Blockchain and Distributed Ledger Technology (DLT) introduce an immutable, shared record of transactions among multiple parties. This cryptographic immutability changes the nature of audit evidence, making transactions verifiable and tamper-proof. DLT reduces the need for external confirmations and reconciliation, streamlining the verification of assets and liabilities and enhancing financial record reliability.

Transformation of Audit Methodology

The integration of these technologies fundamentally redefines the audit engagement, shifting the emphasis from historical compliance to continuous assurance. This methodological evolution is driven by the ability to process data at scale and speed. The resulting changes impact the nature, timing, and extent of all audit procedures.

Shift from Sampling to Full Population Testing

Historically, auditors relied on statistical or judgmental sampling, a method subject to sampling risk. Audit 4.0 technologies enable the testing of 100% of transactions for any control or financial assertion, eliminating this risk. Full population testing allows the auditor to focus exclusively on identified outliers and exceptions, increasing the level of assurance provided.

Continuous Auditing and Monitoring

The traditional periodic, year-end audit is being replaced by continuous auditing and monitoring (CA/CM). This involves setting up persistent software monitors that check key controls and transaction streams on a daily or near real-time basis. CA/CM allows auditors to identify control failures and anomalies as they occur, transforming the audit into a proactive risk management function.

Dynamic Risk Assessment

Technology facilitates a dynamic, constantly updated assessment of audit risk, replacing a static plan developed at the outset of the engagement. AI models use predictive analytics to analyze emerging trends and potential risk factors, providing continuous feedback into the audit plan. This allows audit resources to be reallocated where the technology signals a developing risk, aligning audit effort with the client’s current risk profile.

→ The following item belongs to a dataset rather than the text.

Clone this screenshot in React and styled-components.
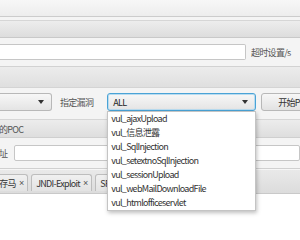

Enhanced Evidence Gathering

The scope of audit evidence has expanded beyond traditional financial documents to include non-traditional, unstructured data sources. Auditors use tools to analyze data from external sources, such as public databases, social media sentiment, and supply chain sensor data. This broader evidence base provides a richer context for financial statement assertions, though validating the integrity and relevance of these data streams adds complexity.

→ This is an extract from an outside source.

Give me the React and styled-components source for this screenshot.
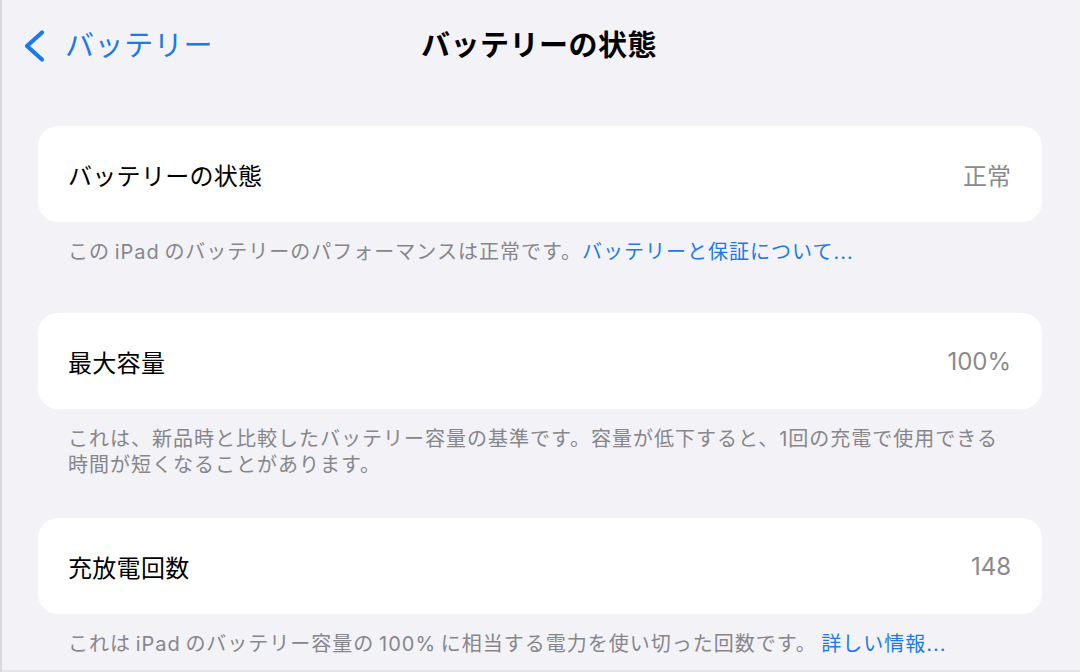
import React from "react";
import styled, { createGlobalStyle } from "styled-components";

const GlobalStyle = createGlobalStyle`
  html, body {
    margin: 0;
    padding: 0;
    background: #f2f2f7;
  }
  body {
    font-family: Inter, "Noto Sans CJK JP", "Noto Sans", sans-serif;
    -webkit-font-smoothing: antialiased;
  }
`;

const BLUE = "#1b7ae6";

// 画面全体 (左端・下端の細い枠線は影で描く)
const Screen = styled.div`
  width: 1080px;
  height: 672px;
  background: #f2f2f7;
  box-shadow: inset 2px 0 0 #dadade, inset 0 -2px 0 #e6e6ea;
  overflow: hidden;
`;

// ナビゲーションバー
const NavBar = styled.div`
  height: 92px;
  display: grid;
  grid-template-columns: 1fr auto 1fr;
  align-items: center;
`;

const BackButton = styled.div`
  display: flex;
  align-items: center;
  gap: 18px;
  padding-left: 21px;
  color: ${BLUE};
  font-size: 29px;
  line-height: 36px;
  letter-spacing: 0.6px;
`;

const Title = styled.div`
  font-size: 29px;
  font-weight: 700;
  line-height: 36px;
  color: #000;
  letter-spacing: 0.5px;
  margin-left: -2px;
`;

const Content = styled.div`
  padding: 0 38px;
`;

const Section = styled.div`
  margin-top: ${(p) => p.$gap}px;
`;

const Card = styled.div`
  height: 96px;
  background: #fff;
  border-radius: 20px;
  display: flex;
  align-items: center;
  justify-content: space-between;
  padding: 0 31px 0 30px;
`;

const Label = styled.span`
  font-size: 24px;
  color: #000;
  letter-spacing: 0.3px;
`;

const Value = styled.span`
  font-size: 24px;
  color: #8a8a8e;
`;

const Footer = styled.p`
  margin: 0;
  padding: 17px 30px 0;
  font-size: 20px;
  line-height: 26px;
  letter-spacing: 1px;
  color: #86868b;
`;

const Link = styled.span`
  color: ${BLUE};
`;

const Chevron = () => (
  <svg width="26" height="36" viewBox="0 0 26 36">
    <path
      d="M21 4.5 L6 18 L21 31.5"
      fill="none"
      stroke={BLUE}
      strokeWidth="4.2"
      strokeLinecap="round"
      strokeLinejoin="round"
    />
  </svg>
);

const App = () => {
  return (
    <Screen>
      <GlobalStyle />
      <NavBar>
        <BackButton>
          <Chevron />
          バッテリー
        </BackButton>
        <Title>バッテリーの状態</Title>
        <div />
      </NavBar>

      <Content>
        <Section $gap={34}>
          <Card>
            <Label>バッテリーの状態</Label>
            <Value>正常</Value>
          </Card>
          <Footer>
            この{"\u2009"}iPad{"\u2009"}のバッテリーのパフォーマンスは正常です。
            <Link>バッテリーと保証について...</Link>
          </Footer>
        </Section>

        <Section $gap={48}>
          <Card>
            <Label>最大容量</Label>
            <Value>100%</Value>
          </Card>
          <Footer>
            これは、新品時と比較したバッテリー容量の基準です。容量が低下すると、1回の充電で使用できる
            <br />
            時間が短くなることがあります。
          </Footer>
        </Section>

        <Section $gap={40}>
          <Card>
            <Label>充放電回数</Label>
            <Value>148</Value>
          </Card>
          <Footer>
            これは{"\u2009"}iPad{"\u2009"}のバッテリー容量の{"\u2009"}100%{"\u2009"}に相当する電力を使い切った回数です。{"\u2009"}
            <Link>詳しい情報...</Link>
          </Footer>
        </Section>
      </Content>
    </Screen>
  );
};

export default App;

Data Management and Integrity Requirements

The effectiveness of Audit 4.0 depends on the quality and accessibility of the underlying data. The shift to a data-centric audit requires stringent data governance and infrastructure standards at the client level. These requirements are preconditions for successful technological implementation.

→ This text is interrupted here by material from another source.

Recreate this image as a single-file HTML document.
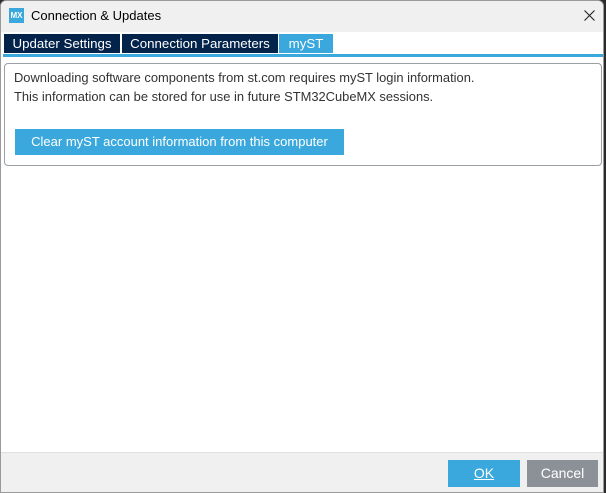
<!DOCTYPE html><html><head><style>
body{margin:0;width:606px;height:493px;background:#2b2b2b;font-family:"Liberation Sans",sans-serif;position:relative;overflow:hidden}
.win{position:absolute;left:0;top:0;width:604px;height:493px;background:#fff;border-radius:6px 6px 0 0;border:1px solid #9a9a9a;box-sizing:border-box;overflow:hidden}
.title{position:absolute;left:0;top:0;width:602px;height:31px;background:#f0f0f0}
.logo{position:absolute;left:8px;top:7px;width:15px;height:15px;background:#3aa8dc;color:#fff;font-size:8px;font-weight:bold;text-align:center;line-height:15px}
.tt{position:absolute;left:30px;top:7px;font-size:13px;color:#000}
.x{position:absolute;left:583px;top:9px}
.tab{position:absolute;top:33px;height:19px;font-size:13.3px;color:#fff;line-height:19px;text-align:center}
.line{position:absolute;left:2px;top:53px;width:600px;height:3px;background:#3aa8dc}
.box{position:absolute;left:3px;top:62px;width:598px;height:103px;border:1px solid #9aa0a6;border-radius:4px;box-sizing:border-box}
.t{position:absolute;left:13px;font-size:12.9px;color:#333}
.btn{position:absolute;left:14px;top:128px;width:329px;height:26px;background:#3aa8dc;color:#fff;font-size:13px;line-height:26px;text-align:center}
.foot{position:absolute;left:0;top:451px;width:602px;height:41px;background:#f0f0f0;border-top:1px solid #e0e0e0}
.ok{position:absolute;left:447px;top:459px;width:72px;height:27px;background:#3aa8dc;color:#fff;font-size:14px;line-height:27px;text-align:center}
.cn{position:absolute;left:526px;top:459px;width:71px;height:27px;background:#8c9198;color:#fff;font-size:14px;line-height:27px;text-align:center}
</style></head><body><div class="win">
<div class="title"><div class="logo">MX</div><div class="tt">Connection &amp; Updates</div>
<svg class="x" width="11" height="11" viewBox="0 0 11 11"><path d="M0.5 0.5L10.5 10.5M10.5 0.5L0.5 10.5" stroke="#222" stroke-width="1.1"/></svg></div>
<div class="tab" style="left:3px;width:116px;background:#03234b">Updater Settings</div>
<div class="tab" style="left:121px;width:156px;background:#03234b">Connection Parameters</div>
<div class="tab" style="left:278px;width:54px;background:#3aa8dc">myST</div>
<div class="line"></div>
<div class="box"></div>
<div class="t" style="top:69px">Downloading software components from st.com requires myST login information.</div>
<div class="t" style="top:88px">This information can be stored for use in future STM32CubeMX sessions.</div>
<div class="btn">Clear myST account information from this computer</div>
<div class="foot"></div>
<div class="ok"><u>OK</u></div><div class="cn">Cancel</div>
</div></body></html>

Data Governance and Standardization

For automated tools to function, client data must adhere to strict quality standards regarding accuracy, completeness, and timeliness. Data governance frameworks must define roles for data ownership and stewardship, ensuring consistent classification and handling rules. Without standardized data formats and a clear data inventory, automated ingestion and analysis capabilities are severely hampered.

Data Access and Interoperability

Auditors require secure, direct access to client Enterprise Resource Planning (ERP) systems and source data via Application Programming Interfaces (APIs) or direct feeds. This seamless interoperability is necessary to pull the massive data volumes required for full population testing. The challenge lies in integrating data from disparate, fragmented systems into a unified, clean dataset suitable for analysis.

Data Security and Privacy

The increased volume and granularity of data handled by auditors heightens the risk profile concerning data security and privacy. Compliance with regulations like the General Data Protection Regulation (GDPR) and the California Consumer Privacy Act (CCPA) is mandatory. Auditors must implement robust security measures, including encryption and access controls, to protect sensitive client information from breaches.

Data Lineage and Reliability

Auditors must trace the lineage of data from its source to the final analytical output to ensure reliability for audit conclusions. Automated audit procedures require comprehensive audit trails documenting every step of the data’s journey. This traceability ensures that results derived from automated analysis are based on verifiable evidence.

Evolving Role of the Auditor

The technological shift fundamentally alters the required skill set and professional focus of the modern auditor. The future role moves away from manual testing toward a high-level function of judgment, interpretation, and advisory services. Technical competence must now be paired with advanced analytical and soft skills.

Shift in Required Skills

The reliance on technology necessitates that auditors acquire new technical proficiencies in areas like data science, statistical analysis, and database management. Proficiency in scripting languages such as Python or SQL for data preparation is becoming an expected competence. Auditors must be trained to manage and troubleshoot the automated systems performing the bulk of the testing.

The Auditor as a Data Interpreter

The primary value of the auditor shifts from executing procedures to interpreting complex analytical outputs generated by AI and ML tools. Professional judgment is essential to evaluate anomalies flagged by the system and apply context to statistical outliers. The new role requires a deep understanding of the client’s business to translate technical findings into actionable business insights and audit conclusions.

Collaboration and Team Structure

Audit teams are becoming multidisciplinary, requiring the integration of specialized roles like data scientists, forensic technologists, and cybersecurity experts into the engagement team. This collaboration bridges the gap between financial reporting assertions and the underlying digital systems and data. The team structure must evolve to facilitate communication between traditional accounting expertise and advanced technological specialists.

Ethical and Regulatory Implications

The use of automated decision-making and AI introduces new ethical and regulatory considerations in auditing. Auditors must maintain professional skepticism when evaluating algorithm-driven evidence, ensuring automated systems do not mask bias or obscure risks. New standards are being developed by bodies like the Public Company Accounting Oversight Board (PCAOB) and the AICPA to govern the ethical deployment and oversight of these technologies.